Major collaboration aims to understand autism differences in boys, girls

Kevin Pelphrey, PhD, of the University of Virginia School of Medicine, is leading a major autism initiative that seeks to shed light on the differences in autism in boys and girls. Dan Addison | UVA

A pioneering autism researcher at the University of Virginia School of Medicine is spearheading an ambitious effort to understand how autism-spectrum disorders differ in boys and girls as part of the National Institutes of Health’s Autism Centers of Excellence Program.

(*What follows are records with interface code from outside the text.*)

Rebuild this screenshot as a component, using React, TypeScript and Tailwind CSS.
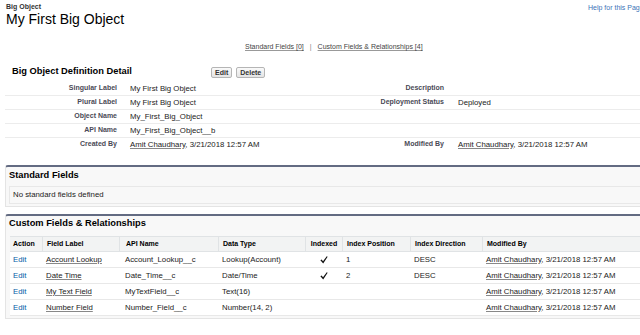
import React from "react";

const details = [
    { l: "Singular Label", v: "My First Big Object", l2: "Description", v2: "" },
    { l: "Plural Label", v: "My First Big Object", l2: "Deployment Status", v2: "Deployed" },
    { l: "Object Name", v: "My_First_Big_Object", l2: "", v2: "" },
    { l: "API Name", v: "My_First_Big_Object__b", l2: "", v2: "" },
];

const fields = [
    { label: "Account Lookup", api: "Account_Lookup__c", type: "Lookup(Account)", indexed: true, pos: "1", dir: "DESC" },
    { label: "Date Time", api: "Date_Time__c", type: "Date/Time", indexed: true, pos: "2", dir: "DESC" },
    { label: "My Text Field", api: "MyTextField__c", type: "Text(16)", indexed: false, pos: "", dir: "" },
    { label: "Number Field", api: "Number_Field__c", type: "Number(14, 2)", indexed: false, pos: "", dir: "" },
];

const Check = () => (
    <svg width="8" height="8" viewBox="0 0 9 9" className="inline-block">
        <path d="M0.4 4.9 L1.8 3.9 L3.4 5.9 L7.6 0.2 L8.6 0.8 L3.6 8.4 Z" fill="#111" />
    </svg>
);

const UserLink = () => (
    <span>
        <span className="underline decoration-[#888]">Amit Chaudhary</span>, 3/21/2018 12:57 AM
    </span>
);

export default function App() {
    return (
        <div className="w-[640px] h-[335px] overflow-hidden bg-white font-['Liberation_Sans',Arial,sans-serif] text-[#222]">
            <div className="w-[700px]">
                {/* page header */}
                <div className="flex pl-[6px] pt-[3px]">
                    <div className="w-[582px]">
                        <div className="text-[7px] leading-[8px] font-bold text-[#333]">Big Object</div>
                        <div className="text-[14px] leading-[16px] text-black">My First Big Object</div>
                    </div>
                    <a className="text-[7px] leading-[8px] pt-[1px] text-[#3e73b8]">Help for this Page</a>
                </div>

                <div className="mt-[16px] pl-[245px] text-[7px] leading-[8px] text-[#444]">
                    <span className="underline decoration-[#999]">Standard Fields [0]</span>
                    <span className="px-[6px] text-[#888]">|</span>
                    <span className="underline decoration-[#999]">Custom Fields &amp; Relationships [4]</span>
                </div>

                {/* detail */}
                <div className="mt-[14px] flex items-center h-[14px] pl-[12px]">
                    <div className="w-[199px] text-[9.3px] font-bold text-black">Big Object Definition Detail</div>
                    <div className="flex gap-[4px]">
                        <button className="h-[11px] px-[3px] text-[7px] leading-[9px] font-bold text-[#333] border border-[#b5b5b5] rounded-[2px] bg-gradient-to-b from-[#fafafa] to-[#e4e4e4]">Edit</button>
                        <button className="h-[11px] px-[3px] text-[7px] leading-[9px] font-bold text-[#333] border border-[#b5b5b5] rounded-[2px] bg-gradient-to-b from-[#fafafa] to-[#e4e4e4]">Delete</button>
                    </div>
                </div>

                <div className="mt-[3px] ml-[5px]">
                    {details.map((d) => (
                        <div key={d.l} className="grid grid-cols-[112px_213px_114px_1fr] items-center h-[14px] border-b border-[#ececec]">
                            <div className="text-right text-[7px] font-bold text-[#4a4a56]">{d.l}</div>
                            <div className="pl-[13px] text-[7.8px]">{d.v}</div>
                            <div className="text-right text-[7px] font-bold text-[#4a4a56]">{d.l2}</div>
                            <div className="pl-[14px] text-[7.8px]">{d.v2}</div>
                        </div>
                    ))}
                    <div className="grid grid-cols-[112px_213px_114px_1fr] items-center h-[13px]">
                        <div className="text-right text-[7px] font-bold text-[#4a4a56]">Created By</div>
                        <div className="pl-[13px] text-[7.8px]"><UserLink /></div>
                        <div className="text-right text-[7px] font-bold text-[#4a4a56]">Modified By</div>
                        <div className="pl-[14px] text-[7.8px]"><UserLink /></div>
                    </div>
                </div>

                {/* standard fields */}
                <div className="mt-[14px] ml-[5px] border-t-2 border-x border-b border-x-[#e4e4e4] border-b-[#e4e4e4] border-t-[#636b82] rounded-t-[3px] bg-[#f8f8f8] pb-[2px]">
                    <div className="pt-[1px] pl-[3px] leading-[14px] text-[9.3px] font-bold text-black">Standard Fields</div>
                    <div className="mt-[4px] ml-[3px] h-[18px] flex items-center border-y border-l border-[#e8e8e8] pl-[3px] text-[7.8px]">
                        No standard fields defined
                    </div>
                </div>

                {/* custom fields */}
                <div className="mt-[7px] ml-[5px] border-t-2 border-x border-b border-x-[#e4e4e4] border-b-[#e4e4e4] border-t-[#636b82] rounded-t-[3px] bg-[#f8f8f8] pb-[2px]">
                    <div className="pl-[3px] leading-[14px] text-[9.3px] font-bold text-black">Custom Fields &amp; Relationships</div>
                    <div className="mt-[6px] ml-[4px]">
                        <div className="grid grid-cols-[32px_77px_99px_87px_37px_68px_72px_1fr] h-[16px] items-stretch border-y border-[#e0e3e5] bg-[#f2f3f3] text-[7px] font-bold text-black">
                            <div className="flex items-center pl-[3px]">Action</div>
                            <div className="flex items-center pl-[4px] border-l border-[#e0e3e5]">Field Label</div>
                            <div className="flex items-center pl-[6px] border-l border-[#e0e3e5]">API Name</div>
                            <div className="flex items-center pl-[4px] border-l border-[#e0e3e5]">Data Type</div>
                            <div className="flex items-center justify-center border-l border-[#e0e3e5]">Indexed</div>
                            <div className="flex items-center pl-[4px] border-l border-[#e0e3e5]">Index Position</div>
                            <div className="flex items-center pl-[4px] border-l border-[#e0e3e5]">Index Direction</div>
                            <div className="flex items-center pl-[4px] border-l border-[#e0e3e5]">Modified By</div>
                        </div>
                        {fields.map((f) => (
                            <div key={f.api} className="grid grid-cols-[32px_77px_99px_87px_37px_68px_72px_1fr] h-[16px] items-center border-b border-[#e8e8e8] bg-white text-[7.8px]">
                                <div className="pl-[3px] text-[#015ba7]">Edit</div>
                                <div className="pl-[4px]"><span className="underline decoration-[#888]">{f.label}</span></div>
                                <div className="pl-[6px]">{f.api}</div>
                                <div className="pl-[4px]">{f.type}</div>
                                <div className="flex justify-center">{f.indexed && <Check />}</div>
                                <div className="pl-[4px]">{f.pos}</div>
                                <div className="pl-[4px]">{f.dir}</div>
                                <div className="pl-[4px]"><UserLink /></div>
                            </div>
                        ))}
                    </div>
                </div>
            </div>
        </div>
    );
}
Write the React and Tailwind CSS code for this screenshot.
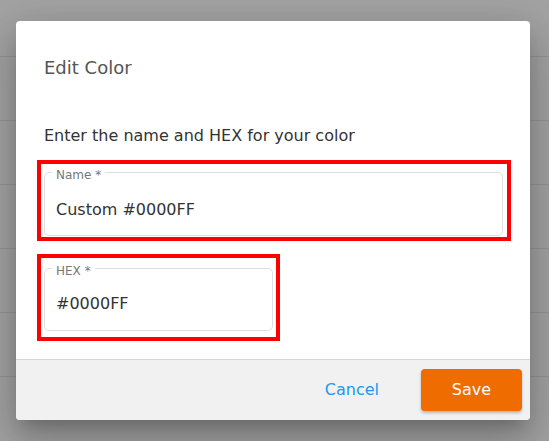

Kevin Pelphrey, PhD, of UVA’s Department of Neurology, and a coalition of scientists at UVA and other top institutions are taking a multi-pronged approach to understanding a great mystery of autism: Why are four times more boys diagnosed with the condition than girls? The lack of information about autism’s manifestation in girls means many are never diagnosed and miss out on beneficial interventions, Pelphrey fears.

The researchers, including experts at UVA’s Curry School of Education, are following children over the course of many years, all the way to adulthood. They hope their research will shed light on autism-spectrum disorders (ASD), which affect one in 59 children, and also identify the best interventions for both girls and boys.

“Our goals include providing a much better understanding of the differences in how autism manifests in girls versus boys,” Pelphrey said. “We want to use the knowledge we gain to help us get the right treatment to the right individual at the right time.”

Differences in Boys and Girls

Pelphrey, Harrison-Wood Jefferson Scholars Foundation professor at UVA, uses high-tech brain scans to illuminate our understanding of ASD, but his research project goes far beyond that. Pelphrey and his collaborators are taking a four-pronged approach that:

  • Identifies sex differences in brain development in children with ASD;
  • Uses gene sequencing to link gene variations with degree of brain abnormality;
  • Uses those findings to predict children’s outcomes in adolescence and young adulthood;
  • And validates those findings via collaboration with people with ASD.

The researchers hope to facilitate the transition into adulthood for people with ASD. Shedding light on ASD in girls is of particular importance, as that is an area of research that has been almost entirely overlooked, Pelphrey said.

“Our approach has the advantage of understanding how autism emerges out of interactions between genetic differences, changes in neural circuity and differences in thinking and acting,” Pelphrey said. “This better captures the complex and developmental nature of autism-spectrum disorders.”

Pelphrey and his colleagues have already published dozens of peer-reviewed scientific papers that shed important light on autism as part of their research collaboration. And they are excited about what discoveries lie ahead.

###

About the Autism Centers of Excellence Program

The research is supported by the National Institutes of Health’s Autism Centers of Excellence Program, grant R01MH100028. The program backs large, multidisciplinary studies that aim to determine the causes of autism and identify potential treatments.

Pelphrey holds joint appointments in the School of Medicine and UVA’s Curry School of Education. He is part of UVA’s Brain Institute, a university-wide effort to accelerate and enhance brain research.

Pelphrey’s recruitment to UVA was facilitated, in part, by the Jefferson Scholars Foundation, a group dedicated to attracting extraordinary minds who possess the highest qualities of leadership, scholarship and citizenship. UVA’s Curry School also played an important role in bringing him to UVA.